After the infamous terrorist attacks on our country, marked this past week, I saw a story on one of the news programs. They were devoting a portion of the broadcast in memory of those who lost their lives in the attacks on the World Trade Center and the Pentagon. There were two women out of Boston who were the focus of the story. These women, and one of them had a little girl with her, had planned a vacation to Los Angeles. Initially, all three of these people were on the same flight, but one of the women decided to use her husband’s frequent flyer miles and she was placed on a different flight.
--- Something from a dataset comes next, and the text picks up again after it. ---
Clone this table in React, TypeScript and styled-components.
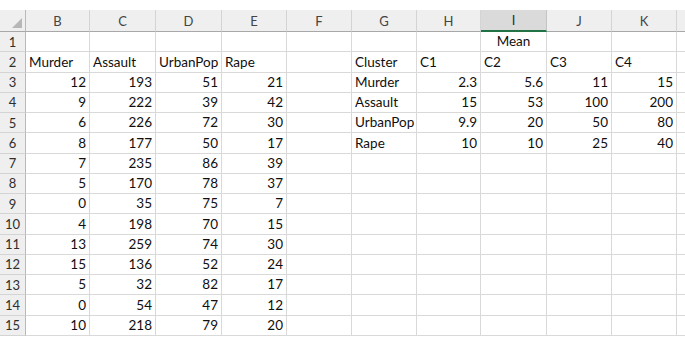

As it turns out, the woman with the little girl was on the first plane that hit the World Trade Center, and her best friend was on that second plane. Their families, in response to this tragedy, exhibited to the world what it means to really be a follower of Jesus Christ. Instead of responding with anger and vengeance, as so many did, these two families came together and decided to establish a foundation in the little girl’s name that would teach peace, tolerance, and understanding to children here in our country. I am sure this was a difficult decision for those families to make, but following Jesus is always difficult.
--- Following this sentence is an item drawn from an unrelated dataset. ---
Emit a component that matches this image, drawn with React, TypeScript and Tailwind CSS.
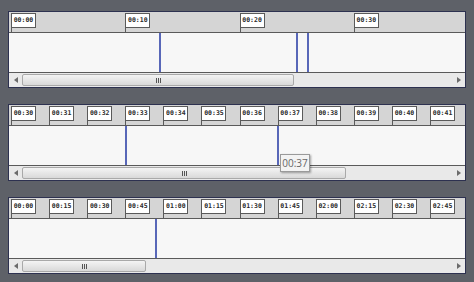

Friends, I expect in the week to come, you may be faced with your own difficult decisions. I hope not as hard as dealing with another 9/11. But I know many of us have relatives and friends, personal ties to the unfolding disaster of hurricane Florence. Maybe you’re contemplating a decision about your health care for someone you love. Maybe a decision about taking a trip, or a new job. Maybe a decision at work or school. As you make those decisions this week, I believe Jesus is really asking you through those questions: Who do you say that I am? And will you lay down your life with me?
Questions like who is the greatest, who is the richest, who has the best grades, who has the highest IQ, how can I come out ahead — these are questions we hear all the time, and we know how to answer them. They have pretty easy answers. But as disciples of Jesus Christ, we have to realize that preference is given to the outsiders, the outcasts, the poor, the helpless, the rejected, the disabled, the scorned. Jesus declares that “the kingdom of God belongs to such as these.”
Today we are on the road with Jesus, and he has paused and turned to us, and he is asking us: Who do you say that I am?
When we answer, we are really saying more about who we are than about who he is.
Jesus, after all is the Son of God — the Messiah, regardless of what we say. But who are we? Are we ready to give ourselves over to his higher calling, and to become the living, breathing miracles, the help and hope and blessing of those around us who still today are downcast, alone and wondering if there really is a God who cares.